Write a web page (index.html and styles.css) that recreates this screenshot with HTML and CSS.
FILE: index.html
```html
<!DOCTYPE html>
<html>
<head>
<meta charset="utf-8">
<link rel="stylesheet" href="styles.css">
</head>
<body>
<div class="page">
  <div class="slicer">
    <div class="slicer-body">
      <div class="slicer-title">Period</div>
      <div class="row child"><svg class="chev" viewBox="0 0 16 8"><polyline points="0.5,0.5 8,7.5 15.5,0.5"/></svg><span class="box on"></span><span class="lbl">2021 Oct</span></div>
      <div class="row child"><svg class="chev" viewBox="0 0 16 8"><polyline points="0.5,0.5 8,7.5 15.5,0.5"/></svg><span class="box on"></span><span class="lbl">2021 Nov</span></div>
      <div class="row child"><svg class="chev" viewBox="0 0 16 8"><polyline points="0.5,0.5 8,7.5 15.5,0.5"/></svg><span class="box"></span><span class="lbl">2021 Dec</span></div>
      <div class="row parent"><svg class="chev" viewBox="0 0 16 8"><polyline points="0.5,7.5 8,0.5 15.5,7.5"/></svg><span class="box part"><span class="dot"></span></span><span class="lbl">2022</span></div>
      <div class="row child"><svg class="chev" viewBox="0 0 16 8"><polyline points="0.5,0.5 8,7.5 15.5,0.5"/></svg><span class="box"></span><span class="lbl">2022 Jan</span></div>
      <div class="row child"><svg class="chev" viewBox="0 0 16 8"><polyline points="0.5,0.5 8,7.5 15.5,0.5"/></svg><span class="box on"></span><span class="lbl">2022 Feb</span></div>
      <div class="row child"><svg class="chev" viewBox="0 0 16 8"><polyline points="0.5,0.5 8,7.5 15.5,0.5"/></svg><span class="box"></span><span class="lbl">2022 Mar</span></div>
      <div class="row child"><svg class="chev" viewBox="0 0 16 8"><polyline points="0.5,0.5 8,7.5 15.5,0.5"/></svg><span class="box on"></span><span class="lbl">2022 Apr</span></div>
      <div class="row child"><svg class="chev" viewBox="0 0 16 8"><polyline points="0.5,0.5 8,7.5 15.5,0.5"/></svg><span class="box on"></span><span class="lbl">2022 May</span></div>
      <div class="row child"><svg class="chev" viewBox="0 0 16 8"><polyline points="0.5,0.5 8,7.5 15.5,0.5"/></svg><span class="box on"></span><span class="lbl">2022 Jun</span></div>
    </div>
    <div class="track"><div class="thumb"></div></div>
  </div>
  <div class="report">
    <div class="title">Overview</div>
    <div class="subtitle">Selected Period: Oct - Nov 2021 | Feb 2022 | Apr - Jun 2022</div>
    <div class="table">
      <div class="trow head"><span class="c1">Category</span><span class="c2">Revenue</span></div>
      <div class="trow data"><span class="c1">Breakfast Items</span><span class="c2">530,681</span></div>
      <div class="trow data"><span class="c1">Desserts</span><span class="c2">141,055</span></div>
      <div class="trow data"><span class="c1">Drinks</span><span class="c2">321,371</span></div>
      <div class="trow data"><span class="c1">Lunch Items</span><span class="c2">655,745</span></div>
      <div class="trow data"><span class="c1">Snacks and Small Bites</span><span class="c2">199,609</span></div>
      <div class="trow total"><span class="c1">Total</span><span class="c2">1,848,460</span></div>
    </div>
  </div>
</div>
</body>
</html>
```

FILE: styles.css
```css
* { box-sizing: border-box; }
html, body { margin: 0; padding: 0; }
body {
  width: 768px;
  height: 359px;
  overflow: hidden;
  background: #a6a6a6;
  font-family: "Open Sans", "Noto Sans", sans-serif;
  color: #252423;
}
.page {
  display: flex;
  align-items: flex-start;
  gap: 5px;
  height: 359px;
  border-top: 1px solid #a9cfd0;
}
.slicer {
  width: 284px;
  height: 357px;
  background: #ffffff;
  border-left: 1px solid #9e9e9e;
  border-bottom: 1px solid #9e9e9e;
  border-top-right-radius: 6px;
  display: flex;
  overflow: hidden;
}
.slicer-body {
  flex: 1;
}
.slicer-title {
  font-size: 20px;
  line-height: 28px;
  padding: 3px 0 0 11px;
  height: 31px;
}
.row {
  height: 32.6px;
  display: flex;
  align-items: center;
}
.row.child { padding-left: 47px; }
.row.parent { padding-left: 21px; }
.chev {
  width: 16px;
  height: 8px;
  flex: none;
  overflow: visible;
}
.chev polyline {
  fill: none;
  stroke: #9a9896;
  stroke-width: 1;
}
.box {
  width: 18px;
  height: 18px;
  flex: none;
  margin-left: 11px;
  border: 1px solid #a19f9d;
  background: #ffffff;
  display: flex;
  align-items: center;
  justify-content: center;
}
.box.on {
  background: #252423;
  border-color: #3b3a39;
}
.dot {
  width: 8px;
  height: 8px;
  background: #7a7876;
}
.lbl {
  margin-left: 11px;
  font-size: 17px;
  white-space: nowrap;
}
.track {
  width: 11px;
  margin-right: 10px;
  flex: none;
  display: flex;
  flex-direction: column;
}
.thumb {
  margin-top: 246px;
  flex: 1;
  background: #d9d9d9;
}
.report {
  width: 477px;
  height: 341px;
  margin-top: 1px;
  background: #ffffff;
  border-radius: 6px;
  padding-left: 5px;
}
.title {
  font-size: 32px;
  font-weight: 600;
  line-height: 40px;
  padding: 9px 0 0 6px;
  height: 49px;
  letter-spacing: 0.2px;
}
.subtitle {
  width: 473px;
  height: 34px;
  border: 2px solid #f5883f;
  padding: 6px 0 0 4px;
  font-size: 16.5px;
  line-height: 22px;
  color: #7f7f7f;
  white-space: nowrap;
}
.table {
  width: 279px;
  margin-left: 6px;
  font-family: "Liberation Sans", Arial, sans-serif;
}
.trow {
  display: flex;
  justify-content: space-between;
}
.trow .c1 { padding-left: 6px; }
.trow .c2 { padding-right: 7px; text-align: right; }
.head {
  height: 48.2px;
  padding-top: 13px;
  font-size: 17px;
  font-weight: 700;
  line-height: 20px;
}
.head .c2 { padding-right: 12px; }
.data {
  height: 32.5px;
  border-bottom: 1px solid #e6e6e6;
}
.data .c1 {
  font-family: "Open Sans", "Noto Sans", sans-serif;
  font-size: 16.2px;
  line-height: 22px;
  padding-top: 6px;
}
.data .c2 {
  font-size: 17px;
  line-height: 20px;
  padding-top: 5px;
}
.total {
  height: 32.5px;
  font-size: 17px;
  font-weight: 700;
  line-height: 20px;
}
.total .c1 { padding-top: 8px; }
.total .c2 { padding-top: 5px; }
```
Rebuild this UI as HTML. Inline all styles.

========

Exercise ▸
Restate every line of the data word for word.

Output below ▸
Write a web page (index.html and styles.css) that recreates this screenshot with HTML and CSS.
FILE: index.html
```html
<!DOCTYPE html>
<html>
<head>
<meta charset="utf-8">
<link rel="stylesheet" href="styles.css">
</head>
<body>
<div class="page">
  <div class="slicer">
    <div class="slicer-body">
      <div class="slicer-title">Period</div>
      <div class="row child"><svg class="chev" viewBox="0 0 16 8"><polyline points="0.5,0.5 8,7.5 15.5,0.5"/></svg><span class="box on"></span><span class="lbl">2021 Oct</span></div>
      <div class="row child"><svg class="chev" viewBox="0 0 16 8"><polyline points="0.5,0.5 8,7.5 15.5,0.5"/></svg><span class="box on"></span><span class="lbl">2021 Nov</span></div>
      <div class="row child"><svg class="chev" viewBox="0 0 16 8"><polyline points="0.5,0.5 8,7.5 15.5,0.5"/></svg><span class="box"></span><span class="lbl">2021 Dec</span></div>
      <div class="row parent"><svg class="chev" viewBox="0 0 16 8"><polyline points="0.5,7.5 8,0.5 15.5,7.5"/></svg><span class="box part"><span class="dot"></span></span><span class="lbl">2022</span></div>
      <div class="row child"><svg class="chev" viewBox="0 0 16 8"><polyline points="0.5,0.5 8,7.5 15.5,0.5"/></svg><span class="box"></span><span class="lbl">2022 Jan</span></div>
      <div class="row child"><svg class="chev" viewBox="0 0 16 8"><polyline points="0.5,0.5 8,7.5 15.5,0.5"/></svg><span class="box on"></span><span class="lbl">2022 Feb</span></div>
      <div class="row child"><svg class="chev" viewBox="0 0 16 8"><polyline points="0.5,0.5 8,7.5 15.5,0.5"/></svg><span class="box"></span><span class="lbl">2022 Mar</span></div>
      <div class="row child"><svg class="chev" viewBox="0 0 16 8"><polyline points="0.5,0.5 8,7.5 15.5,0.5"/></svg><span class="box on"></span><span class="lbl">2022 Apr</span></div>
      <div class="row child"><svg class="chev" viewBox="0 0 16 8"><polyline points="0.5,0.5 8,7.5 15.5,0.5"/></svg><span class="box on"></span><span class="lbl">2022 May</span></div>
      <div class="row child"><svg class="chev" viewBox="0 0 16 8"><polyline points="0.5,0.5 8,7.5 15.5,0.5"/></svg><span class="box on"></span><span class="lbl">2022 Jun</span></div>
    </div>
    <div class="track"><div class="thumb"></div></div>
  </div>
  <div class="report">
    <div class="title">Overview</div>
    <div class="subtitle">Selected Period: Oct - Nov 2021 | Feb 2022 | Apr - Jun 2022</div>
    <div class="table">
      <div class="trow head"><span class="c1">Category</span><span class="c2">Revenue</span></div>
      <div class="trow data"><span class="c1">Breakfast Items</span><span class="c2">530,681</span></div>
      <div class="trow data"><span class="c1">Desserts</span><span class="c2">141,055</span></div>
      <div class="trow data"><span class="c1">Drinks</span><span class="c2">321,371</span></div>
      <div class="trow data"><span class="c1">Lunch Items</span><span class="c2">655,745</span></div>
      <div class="trow data"><span class="c1">Snacks and Small Bites</span><span class="c2">199,609</span></div>
      <div class="trow total"><span class="c1">Total</span><span class="c2">1,848,460</span></div>
    </div>
  </div>
</div>
</body>
</html>
```

FILE: styles.css
```css
* { box-sizing: border-box; }
html, body { margin: 0; padding: 0; }
body {
  width: 768px;
  height: 359px;
  overflow: hidden;
  background: #a6a6a6;
  font-family: "Open Sans", "Noto Sans", sans-serif;
  color: #252423;
}
.page {
  display: flex;
  align-items: flex-start;
  gap: 5px;
  height: 359px;
  border-top: 1px solid #a9cfd0;
}
.slicer {
  width: 284px;
  height: 357px;
  background: #ffffff;
  border-left: 1px solid #9e9e9e;
  border-bottom: 1px solid #9e9e9e;
  border-top-right-radius: 6px;
  display: flex;
  overflow: hidden;
}
.slicer-body {
  flex: 1;
}
.slicer-title {
  font-size: 20px;
  line-height: 28px;
  padding: 3px 0 0 11px;
  height: 31px;
}
.row {
  height: 32.6px;
  display: flex;
  align-items: center;
}
.row.child { padding-left: 47px; }
.row.parent { padding-left: 21px; }
.chev {
  width: 16px;
  height: 8px;
  flex: none;
  overflow: visible;
}
.chev polyline {
  fill: none;
  stroke: #9a9896;
  stroke-width: 1;
}
.box {
  width: 18px;
  height: 18px;
  flex: none;
  margin-left: 11px;
  border: 1px solid #a19f9d;
  background: #ffffff;
  display: flex;
  align-items: center;
  justify-content: center;
}
.box.on {
  background: #252423;
  border-color: #3b3a39;
}
.dot {
  width: 8px;
  height: 8px;
  background: #7a7876;
}
.lbl {
  margin-left: 11px;
  font-size: 17px;
  white-space: nowrap;
}
.track {
  width: 11px;
  margin-right: 10px;
  flex: none;
  display: flex;
  flex-direction: column;
}
.thumb {
  margin-top: 246px;
  flex: 1;
  background: #d9d9d9;
}
.report {
  width: 477px;
  height: 341px;
  margin-top: 1px;
  background: #ffffff;
  border-radius: 6px;
  padding-left: 5px;
}
.title {
  font-size: 32px;
  font-weight: 600;
  line-height: 40px;
  padding: 9px 0 0 6px;
  height: 49px;
  letter-spacing: 0.2px;
}
.subtitle {
  width: 473px;
  height: 34px;
  border: 2px solid #f5883f;
  padding: 6px 0 0 4px;
  font-size: 16.5px;
  line-height: 22px;
  color: #7f7f7f;
  white-space: nowrap;
}
.table {
  width: 279px;
  margin-left: 6px;
  font-family: "Liberation Sans", Arial, sans-serif;
}
.trow {
  display: flex;
  justify-content: space-between;
}
.trow .c1 { padding-left: 6px; }
.trow .c2 { padding-right: 7px; text-align: right; }
.head {
  height: 48.2px;
  padding-top: 13px;
  font-size: 17px;
  font-weight: 700;
  line-height: 20px;
}
.head .c2 { padding-right: 12px; }
.data {
  height: 32.5px;
  border-bottom: 1px solid #e6e6e6;
}
.data .c1 {
  font-family: "Open Sans", "Noto Sans", sans-serif;
  font-size: 16.2px;
  line-height: 22px;
  padding-top: 6px;
}
.data .c2 {
  font-size: 17px;
  line-height: 20px;
  padding-top: 5px;
}
.total {
  height: 32.5px;
  font-size: 17px;
  font-weight: 700;
  line-height: 20px;
}
.total .c1 { padding-top: 8px; }
.total .c2 { padding-top: 5px; }
```
Rebuild this UI as HTML. Inline all styles.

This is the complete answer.